Friday 5:00-5:30, Fountain II

Abstract:

We propose a one step backfitting estimator of the component function in an additive regression model, with spline in the first stage and kernel the second. Under weak conditions, the estimator is asymptotically equivalent to an univariate kernel estimator, effectively reducing the dimension to one. Monte Carlo evidence for a wide range of dimensions and sample sizes supports the asymptotic results.
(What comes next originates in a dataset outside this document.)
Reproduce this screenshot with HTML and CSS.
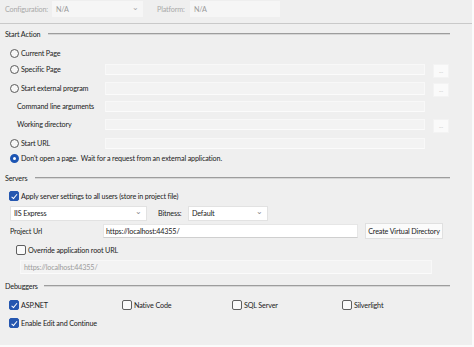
FILE: index.html
```html
<!DOCTYPE html>
<html>
<head>
<meta charset="utf-8">
<link rel="stylesheet" href="styles.css">
</head>
<body>
<div class="panel">
  <div class="topbar">
    <span class="dim-label">Configuration:</span>
    <div class="dim-select cfg"><span>N/A</span><span class="chev">&#8964;</span></div>
    <span class="dim-label plat-label">Platform:</span>
    <div class="dim-select plat"><span>N/A</span></div>
  </div>
  <div class="sep"></div>

  <div class="row hdr m3"><span>Start Action</span><div class="hline l48"></div></div>

  <div class="row m5"><span class="radio"></span><span class="lbl">Current Page</span></div>
  <div class="row m2"><span class="radio"></span><span class="lbl">Specific Page</span><div class="dinput"></div><div class="dots">...</div></div>
  <div class="row m5"><span class="radio"></span><span class="lbl">Start external program</span><div class="dinput tall"></div><div class="dots">...</div></div>
  <div class="row m4 sub"><span class="lbl2">Command line arguments</span><div class="dinput"></div><div class="nodots"></div></div>
  <div class="row m4 sub"><span class="lbl2">Working directory</span><div class="dinput"></div><div class="dots">...</div></div>
  <div class="row m5"><span class="radio"></span><span class="lbl">Start URL</span><div class="dinput"></div><div class="nodots"></div></div>
  <div class="row m1"><span class="radio on"></span><span class="lbl">Don't open a page.&nbsp; Wait for a request from an external application.</span></div>

  <div class="row hdr m6"><span>Servers</span><div class="hline l35"></div></div>

  <div class="row m4"><span class="check on"></span><span class="lbl">Apply server settings to all users (store in project file)</span></div>
  <div class="row m3 ind">
    <div class="select iis"><span>IIS Express</span><span class="chev">&#8964;</span></div>
    <span class="bit-label">Bitness:</span>
    <div class="select bit"><span>Default</span><span class="chev">&#8964;</span></div>
  </div>
  <div class="row m4 ind">
    <span class="url-label">Project Url</span>
    <div class="tinput">https://localhost:44355/</div>
    <div class="btn">Create Virtual Directory</div>
  </div>
  <div class="row m5 ind2"><span class="check"></span><span class="lbl">Override application root URL</span></div>
  <div class="row m3 ind3"><div class="dinput root">https://localhost:44355/</div></div>

  <div class="row hdr m5"><span>Debuggers</span><div class="hline l44"></div></div>

  <div class="row m5 dbg">
    <div class="cell first"><span class="check on"></span><span class="lbl">ASP.NET</span></div>
    <div class="cell"><span class="check"></span><span class="lbl">Native Code</span></div>
    <div class="cell"><span class="check"></span><span class="lbl">SQL Server</span></div>
    <div class="cell"><span class="check"></span><span class="lbl">Silverlight</span></div>
  </div>
  <div class="row m4"><span class="check on"></span><span class="lbl">Enable Edit and Continue</span></div>
</div>
</body>
</html>
```

FILE: styles.css
```css
html, body {
  margin: 0;
  padding: 0;
  background: #fbfbfb;
}
body {
  width: 474px;
  height: 347px;
  overflow: hidden;
  font-family: Lato, "Noto Sans", sans-serif;
  font-size: 7.2px;
  letter-spacing: -0.15px;
  color: #222222;
}
.panel {
  width: 472px;
  height: 345px;
  background: #efefef;
  overflow: hidden;
}
.topbar {
  height: 18px;
  display: flex;
  align-items: center;
  padding-left: 5px;
}
.dim-label {
  color: #a9a9a9;
  width: 47px;
  flex: none;
  white-space: nowrap;
}
.plat-label {
  margin-left: 14px;
  width: 33px;
}
.dim-select {
  height: 16px;
  background: #f6f6f6;
  display: flex;
  align-items: center;
  justify-content: space-between;
  padding: 0 4px;
  box-sizing: border-box;
  color: #9a9a9a;
  flex: none;
}
.dim-select.cfg { width: 91px; }
.dim-select.plat { width: 90px; }
.chev {
  color: #a8a8a8;
  font-size: 8px;
  line-height: 8px;
  margin-top: -4px;
}
.sep {
  margin-top: 5px;
  height: 1px;
  background: #c9c9c9;
}
.row {
  height: 14px;
  display: flex;
  align-items: center;
  padding-left: 9px;
  white-space: nowrap;
}
.m1 { margin-top: 1px; }
.m2 { margin-top: 2px; }
.m3 { margin-top: 3px; }
.m4 { margin-top: 4px; }
.m5 { margin-top: 5px; }
.m6 { margin-top: 6px; }

.hdr { padding-left: 5px; }
.hline {
  height: 1px;
  background: #9d9d9d;
  border-bottom: 1px solid #d6d6d6;
  margin-left: auto;
  margin-right: 22px;
  flex: none;
}
.l48 { width: 402px; }
.l35 { width: 415px; }
.l44 { width: 406px; }

.radio {
  width: 7px;
  height: 7px;
  border: 1px solid #5a5a5a;
  border-radius: 50%;
  box-sizing: content-box;
  background: #f7f7f7;
  flex: none;
  margin-left: 1px;
}
.radio.on {
  background: #ffffff;
  border: 3px solid #1d55b3;
  width: 3px;
  height: 3px;
}
.lbl { margin-left: 2px; flex: none; }
.check {
  width: 8px;
  height: 8px;
  border: 1px solid #5f5f5f;
  border-radius: 2px;
  background: #fafafa;
  flex: none;
  position: relative;
}
.check.on {
  background: #2557b0;
  border-color: #2557b0;
}
.check.on::after {
  content: "";
  position: absolute;
  left: 2.5px;
  top: 0.5px;
  width: 2px;
  height: 4.5px;
  border: solid #fff;
  border-width: 0 1px 1px 0;
  transform: rotate(40deg);
}

.dinput {
  height: 11px;
  background: #f3f3f3;
  border: 1px solid #f8f8f8;
  border-bottom-color: #fbfbfb;
  box-sizing: border-box;
  width: 320px;
  margin-left: auto;
  flex: none;
}
.dinput.tall { height: 13px; }
.dots {
  width: 16px;
  height: 14px;
  margin-left: 8px;
  margin-right: 23px;
  margin-top: 3px;
  background: #fafafa;
  border: 1px solid #f3f3f3;
  box-sizing: border-box;
  color: #c0c0c0;
  font-size: 6px;
  display: flex;
  justify-content: center;
  align-items: center;
  line-height: 6px;
  flex: none;
}
.nodots {
  width: 16px;
  margin-left: 8px;
  margin-right: 23px;
  flex: none;
}
.sub { padding-left: 17px; }
.lbl2 { flex: none; }

.ind { padding-left: 10px; }
.select {
  height: 15px;
  background: #ffffff;
  border: 1px solid #e2e2e2;
  box-sizing: border-box;
  display: flex;
  align-items: center;
  justify-content: space-between;
  padding: 0 4px 0 3px;
  flex: none;
}
.select .chev { color: #8a8a8a; }
.iis { width: 137px; }
.bit-label { margin-left: 11px; width: 30px; flex: none; }
.bit { width: 80px; }
.url-label { width: 93px; flex: none; }
.tinput {
  width: 255px;
  height: 14px;
  background: #ffffff;
  border: 1px solid #e6e6e6;
  border-bottom-color: #cfcfcf;
  box-sizing: border-box;
  padding-left: 2px;
  display: flex;
  align-items: center;
  flex: none;
}
.btn {
  margin-left: 7px;
  width: 78px;
  height: 16px;
  background: #fbfbfb;
  border: 1px solid #e0e0e0;
  box-sizing: border-box;
  display: flex;
  align-items: center;
  justify-content: center;
  flex: none;
}
.ind2 { padding-left: 16px; }
.ind3 { padding-left: 20px; }
.dinput.root {
  width: 412px;
  height: 14px;
  margin-left: 0;
  color: #9c9c9c;
  display: flex;
  align-items: center;
  padding-left: 3px;
}
.dbg { padding-left: 9px; }
.cell {
  width: 110px;
  display: flex;
  align-items: center;
  flex: none;
}
.cell.first { width: 113px; }
```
Joan Staniswalis (University of Texas, El Paso)
A Novel Application of Functional Data Analysis to High-resolution Data from Environmental Epidemiology

Friday 5:30-6:00, Fountain II

Abstract:

In most of the literature, the daily average of hourly particulate matter (PM) measurements is one of many covariates in a log-linear model predicting daily mortality. Estimates for change in mortality after exposure to PM vary by geographical region. For example, in places such as El Paso County, where the level and type of PM exposure can vary greatly throughout a given day, this reduction of the PM hourly measurements by the daily mean results in a great loss of information to the extent that average PM is not significantly associated with mortality. Furthermore, the daily average PM is usually included in the predictive model with lags of 1 to 3 days. This has lead to much discussion as to whether the effects of PM are long-term leading to chronic health problems, or short-term in that mostly only highly sensitive individuals are affected. Here the 24 hourly observations of PM are viewed as curve data to which techniques from functional data analysis can be applied. Each day in the four year time period contributes one PM profile for prediction of daily mortality. Principal component analysis (Rice and Silverman 1991; Silverman 1996; Ramsay and Silverman 1997) using the Karhunen-Loeve expansion of the profiles and the historical functional linear model (Malfait and Ramsay 2003) implemented with P-splines (Eilers and Marx 1996) are considered here. Principal component analysis of the PM hourly profiles provides better summary statistics than the daily mean for estimating risk of mortality.

References:

Eilers, P.H.C. and Marx, B.D. (1996): Flexible smoothing with B-splines and penalties. Statist. Scien., 11, 89-121.

Malfait, N. and Ramsay, J.O. (2003): The historical functional linear model. Canad. J. Statist., 31, 1-15.

Ramsay, J.O. and Silverman, B.W. (1997): Functional Data Analysis. New York, Springer.

Rice, J.A. and Silverman, B.W. (1991): Estimating the mean and covariance structure nonparametrically when the data are curves. J. Royal Statist. Soc., B, 53, 233-243.

Silverman, B.W. (1996): Smoothed functional principal components analysis by choice of norm. Annal. Statist., 24, 1-24.